Why give us free will and then punishing us every time we use it.

Because if the only thing we ever do is God's will, then we are never using our free will. We are just blindly obeying. So on the one hand you say God doesn't want mindless robots, but if he ever gets anything less than that, he sends them to a place of eternal torture.

Which leads to the question why is free will better than the illusion of free will?

Let me explain. If the entire universe is (as the Calvinists claim) pre ordianed from the beginning to the end, there is no free will. Every single thing that we have ever chose, was never really our choice. It was the only possible choice that we could have ever made. It would be impossible for us to make a different choice than the one we did. So even though we think that we made that choice, we didn't. It was already made for us by fate/god/etc.

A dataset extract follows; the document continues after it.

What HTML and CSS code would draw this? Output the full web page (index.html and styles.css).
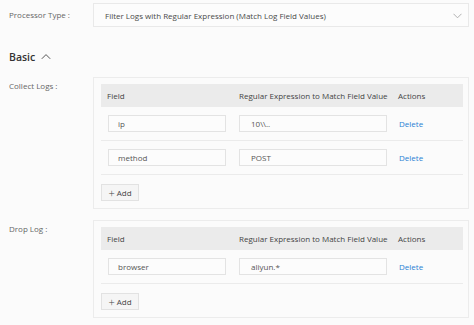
FILE: index.html
```html
<!DOCTYPE html>
<html>
<head>
<meta charset="utf-8">
<link rel="stylesheet" href="styles.css">
</head>
<body>
<div class="form">
  <div class="row first">
    <div class="label">Processor Type<span class="colon">:</span></div>
    <div class="control">
      <div class="select">
        <span>Filter Logs with Regular Expression (Match Log Field Values)</span>
        <svg class="chev" width="9" height="6" viewBox="0 0 9 6"><path d="M0.5 0.8 L4.5 4.8 L8.5 0.8" fill="none" stroke="#a8a8a8" stroke-width="0.9"/></svg>
      </div>
    </div>
  </div>

  <div class="section">Basic
    <svg class="caret" width="10" height="7" viewBox="0 0 10 7"><path d="M0.8 5.8 L5 1.6 L9.2 5.8" fill="none" stroke="#555" stroke-width="1"/></svg>
  </div>

  <div class="row">
    <div class="label lbl-card">Collect Logs<span class="colon">:</span></div>
    <div class="control">
      <div class="card">
        <div class="thead">
          <div class="c1">Field</div>
          <div class="c2">Regular Expression to Match Field Value</div>
          <div class="c3">Actions</div>
        </div>
        <div class="trow">
          <div class="c1"><div class="input w1">ip</div></div>
          <div class="c2"><div class="input w2">10\\..</div></div>
          <div class="c3"><span class="link">Delete</span></div>
        </div>
        <div class="trow">
          <div class="c1"><div class="input w1">method</div></div>
          <div class="c2"><div class="input w2">POST</div></div>
          <div class="c3"><span class="link">Delete</span></div>
        </div>
        <div class="add"><span class="plus">+</span>Add</div>
      </div>
    </div>
  </div>

  <div class="row second">
    <div class="label lbl-card">Drop Log<span class="colon">:</span></div>
    <div class="control">
      <div class="card">
        <div class="thead">
          <div class="c1">Field</div>
          <div class="c2">Regular Expression to Match Field Value</div>
          <div class="c3">Actions</div>
        </div>
        <div class="trow">
          <div class="c1"><div class="input w1">browser</div></div>
          <div class="c2"><div class="input w2">aliyun.*</div></div>
          <div class="c3"><span class="link">Delete</span></div>
        </div>
        <div class="add"><span class="plus">+</span>Add</div>
      </div>
    </div>
  </div>
</div>
</body>
</html>
```
FILE: styles.css
```css
html, body {
  margin: 0;
  padding: 0;
  background: #fbfbfb;
}
body {
  font-family: "Open Sans", "Noto Sans", sans-serif;
  font-size: 8px;
  color: #555;
  white-space: nowrap;
}
.form {
  padding: 3px 5px 0 9px;
}
.row {
  display: flex;
  align-items: flex-start;
}
.label {
  width: 84px;
  flex: none;
  color: #666;
  line-height: 24px;
}
.colon {
  margin-left: 2px;
}
.lbl-card {
  line-height: 18px;
}
.control {
  flex: 1;
  min-width: 0;
}
.select {
  height: 22px;
  border: 1px solid #e9e9e9;
  background: #fcfcfc;
  display: flex;
  align-items: center;
  justify-content: space-between;
  padding: 0 6px 0 11px;
  color: #4a4a4a;
}
.chev {
  margin-top: 1px;
}
.section {
  font-size: 10.5px;
  color: #333;
  font-weight: 600;
  margin: 22px 0 12px 0;
  height: 16px;
  line-height: 16px;
  display: flex;
  align-items: center;
  gap: 6px;
}
.caret {
  margin-top: -2px;
}
.row.second {
  margin-top: 11px;
}
.card {
  border: 1px solid #ececec;
  background: #fbfbfb;
  padding: 6px 5px 7px 7px;
}
.thead, .trow {
  display: grid;
  grid-template-columns: 131px 160px 1fr;
  align-items: center;
}
.thead {
  background: #ebebeb;
  height: 23px;
  color: #444;
}
.thead .c1 { padding-left: 6px; }
.thead .c2 { padding-left: 7px; }
.thead .c3 { padding-left: 6px; }
.trow {
  height: 33px;
  border-bottom: 1px solid #ebebeb;
}
.trow .c1 { padding-left: 7px; }
.trow .c2 { padding-left: 7px; }
.trow .c3 { padding-left: 7px; }
.input {
  height: 15px;
  border: 1px solid #e3e3e3;
  background: #fcfcfc;
  padding-left: 9px;
  line-height: 15px;
  color: #555;
}
.w1 { width: 107px; }
.w2 { width: 135px; padding-left: 11px; }
.link {
  color: #2a7fd4;
}
.add {
  margin-top: 9px;
  width: 36px;
  height: 15px;
  border: 1px solid #e2e2e2;
  background: #f5f5f5;
  display: flex;
  align-items: center;
  justify-content: center;
  gap: 2px;
  color: #444;
}
.plus {
  font-size: 11px;
  line-height: 11px;
  font-weight: 300;
  margin-top: -1px;
}
```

So why not have a universe similar to that, where we honestly believe we have free will, but our choices are predetermined beforehand. Thus eliminating unnecessary suffering.

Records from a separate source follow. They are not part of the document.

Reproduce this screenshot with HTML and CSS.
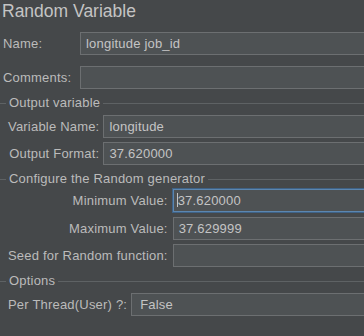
FILE: index.html
```html
<!DOCTYPE html>
<html lang="en">
  <head>
    <meta charset="UTF-8" />
    <meta name="viewport" content="width=device-width, initial-scale=1.0" />
    <title>Random Variable</title>
    <link rel="stylesheet" href="styles.css">
  </head>
  <body>
    <div class="panel">
      <h1 class="title">Random Variable</h1>

      <!-- 이름 / 주석 -->
      <div class="form-top">
        <label>Name:</label>
        <div class="field">longitude job_id</div>
        <label>Comments:</label>
        <div class="field"></div>
      </div>

      <section class="group">
        <div class="group-title"><span>Output variable</span></div>
        <div class="grid">
          <label>Variable Name:</label>
          <div class="field">longitude</div>
          <label>Output Format:</label>
          <div class="field">37.620000</div>
        </div>
      </section>

      <section class="group">
        <div class="group-title"><span>Configure the Random generator</span></div>
        <div class="grid grid-random">
          <label>Minimum Value:</label>
          <div class="field focused"><span class="caret"></span>37.620000</div>
          <label>Maximum Value:</label>
          <div class="field">37.629999</div>
          <label>Seed for Random function:</label>
          <div class="field"></div>
        </div>
      </section>

      <section class="group">
        <div class="group-title"><span>Options</span></div>
        <div class="grid">
          <label>Per Thread(User) ?:</label>
          <div class="field combo">False</div>
        </div>
      </section>
    </div>
  </body>
</html>
```

FILE: styles.css
```css
* {
  box-sizing: border-box;
}

html,
body {
  margin: 0;
  padding: 0;
  overflow: hidden;
}

body {
  background: #45484a;
  color: #bbbbbb;
  font-family: "Liberation Sans", Arial, sans-serif;
  font-size: 13px;
  letter-spacing: 0.2px;
}

.panel {
  width: 480px;
}

.title {
  margin: 0;
  padding-left: 2px;
  height: 22px;
  font-size: 17.5px;
  font-weight: normal;
  line-height: 22px;
  letter-spacing: 0;
  color: #c4c4c4;
}

.form-top {
  display: grid;
  grid-template-columns: 77px 1fr;
  row-gap: 11px;
  align-items: center;
  margin-top: 10px;
  padding-left: 3px;
}

.field {
  height: 23px;
  line-height: 21px;
  padding: 0 5px;
  background: #4e5254;
  border: 1px solid #6c6f71;
  color: #c4c4c4;
  white-space: nowrap;
}

.focused {
  border-color: #5b86b0;
  box-shadow: 0 0 0 1px #3f6286;
  padding-left: 3px;
}

.caret {
  display: inline-block;
  width: 1px;
  height: 14px;
  vertical-align: -2px;
  background: #c4c4c4;
}

.combo {
  padding-left: 8px;
}

/* 그룹 제목 + 선 */
.group {
  margin-top: 6px;
}

.group-title {
  display: flex;
  align-items: center;
  height: 16px;
  line-height: 16px;
}

.group-title::before {
  content: "";
  width: 6px;
  height: 1px;
  margin-right: 3px;
  background: #5e6264;
}

.group-title::after {
  content: "";
  flex: 1;
  height: 1px;
  margin-left: 3px;
  background: #5e6264;
}

.grid {
  display: grid;
  grid-template-columns: auto 1fr;
  column-gap: 4px;
  row-gap: 4px;
  align-items: center;
  margin-top: 4px;
  padding-left: 8px;
}

.grid label {
  justify-self: end;
}

.grid-random {
  margin-top: 2px;
  column-gap: 5px;
}

.grid-random .focused + label + .field {
  margin-top: 1px;
}
```
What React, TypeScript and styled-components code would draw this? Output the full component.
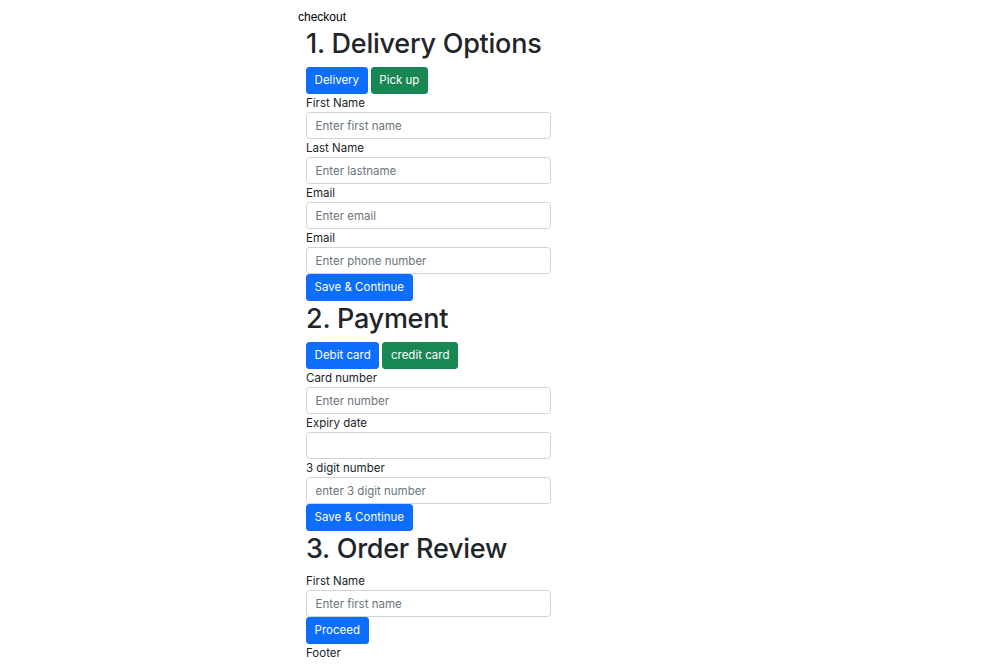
import React from "react";
import styled, { createGlobalStyle } from "styled-components";

const Global = createGlobalStyle`
  html, body { margin: 0; padding: 0; background: #fff; }
  body {
    font-family: Inter, "Noto Sans", "Liberation Sans", sans-serif;
    color: #212529;
    font-size: 11.5px;
    line-height: 1.5;
  }
  * { box-sizing: border-box; }
`;

const Page = styled.div`
  padding: 8px 0 0 298px;
`;

const Brand = styled.div`
  font-family: "Liberation Sans", Arial, sans-serif;
  font-size: 12px;
  line-height: 18px;
  color: #000;
`;

const Container = styled.main`
  width: 245px;
  margin-left: 8px;
  display: flex;
  flex-direction: column;
`;

const Heading = styled.h1`
  font-size: 27px;
  font-weight: 500;
  line-height: 34px;
  padding-top: 1px;
  margin: 0 0 6px;
  letter-spacing: -0.25px;
  white-space: nowrap;
`;

const ButtonRow = styled.div`
  display: flex;
  gap: 3px;
`;

const Button = styled.button<{ $variant?: "primary" | "success" }>`
  font-family: inherit;
  font-size: 11.5px;
  line-height: 1;
  height: 27px;
  padding: 0 7.6px;
  border: 1px solid ${(p) => (p.$variant === "success" ? "#198754" : "#0d6efd")};
  background: ${(p) => (p.$variant === "success" ? "#198754" : "#0d6efd")};
  color: #fff;
  border-radius: 3px;
  cursor: pointer;
  align-self: flex-start;
`;

const Label = styled.label`
  display: block;
  line-height: 18px;
  height: 18px;
`;

const Input = styled.input`
  display: block;
  width: 245px;
  height: 27px;
  padding: 0 8.6px;
  font-family: inherit;
  font-size: 11.5px;
  color: #212529;
  border: 1px solid #ced4da;
  border-radius: 3.5px;
  background: #fff;
  outline: none;
  &::placeholder { color: #6c757d; }
`;

const Footer = styled.footer`
  line-height: 18px;
`;

function Field({ label, placeholder }: { label: string; placeholder: string }) {
  return (
    <div>
      <Label>{label}</Label>
      <Input placeholder={placeholder} />
    </div>
  );
}

export default function App() {
  return (
    <>
      <Global />
      <Page>
        <Brand>checkout</Brand>
        <Container>
          <Heading>1. Delivery Options</Heading>
          <ButtonRow>
            <Button $variant="primary">Delivery</Button>
            <Button $variant="success">Pick up</Button>
          </ButtonRow>
          <Field label="First Name" placeholder="Enter first name" />
          <Field label="Last Name" placeholder="Enter lastname" />
          <Field label="Email" placeholder="Enter email" />
          <Field label="Email" placeholder="Enter phone number" />
          <Button $variant="primary">Save &amp; Continue</Button>

          <Heading as="h2">2. Payment</Heading>
          <ButtonRow>
            <Button $variant="primary">Debit card</Button>
            <Button $variant="success">credit card</Button>
          </ButtonRow>
          <Field label="Card number" placeholder="Enter number" />
          <Field label="Expiry date" placeholder="" />
          <Field label="3 digit number" placeholder="enter 3 digit number" />
          <Button $variant="primary">Save &amp; Continue</Button>

          <Heading as="h2">3. Order Review</Heading>
          <Field label="First Name" placeholder="Enter first name" />
          <Button $variant="primary">Proceed</Button>
          <Footer>Footer</Footer>
        </Container>
      </Page>
    </>
  );
}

Also, there are multiple ways to intervene without violating free will.

After killing a couple million Jews, don't you think it would have been okay for God to just go ahead and strike Hitler dead?

He used to that kind of stuff all the time in the bible. He once killed a guy just for touching the ark to try to keep it from falling in the mud. He killed two guys for offering up the wrong sacrifice. God used to straight up kill people all the time. In fact, he once killed Jobs entire family just to win a bet against Satan. If he never violated their free will by doing that, why would it be a violation of free will for god to kill Hitler? Why would it be a violation of free will for god to stop someone from raping a child (say by killing them).

Some people think it's because God simply didn't foreknow what his creatures would do

But isn't God all knowing? And if he didn't know, why didn't he know? Also, (once again) why give them free will if he never wanted them to use it?

Because that's the only way someone could use free will. The only thing free will introduced that was different was the option to disobey god. So how is it that god the wisest being that ever existed, didn't figure out that giving people the option to disobey him would result in some people disobeying him?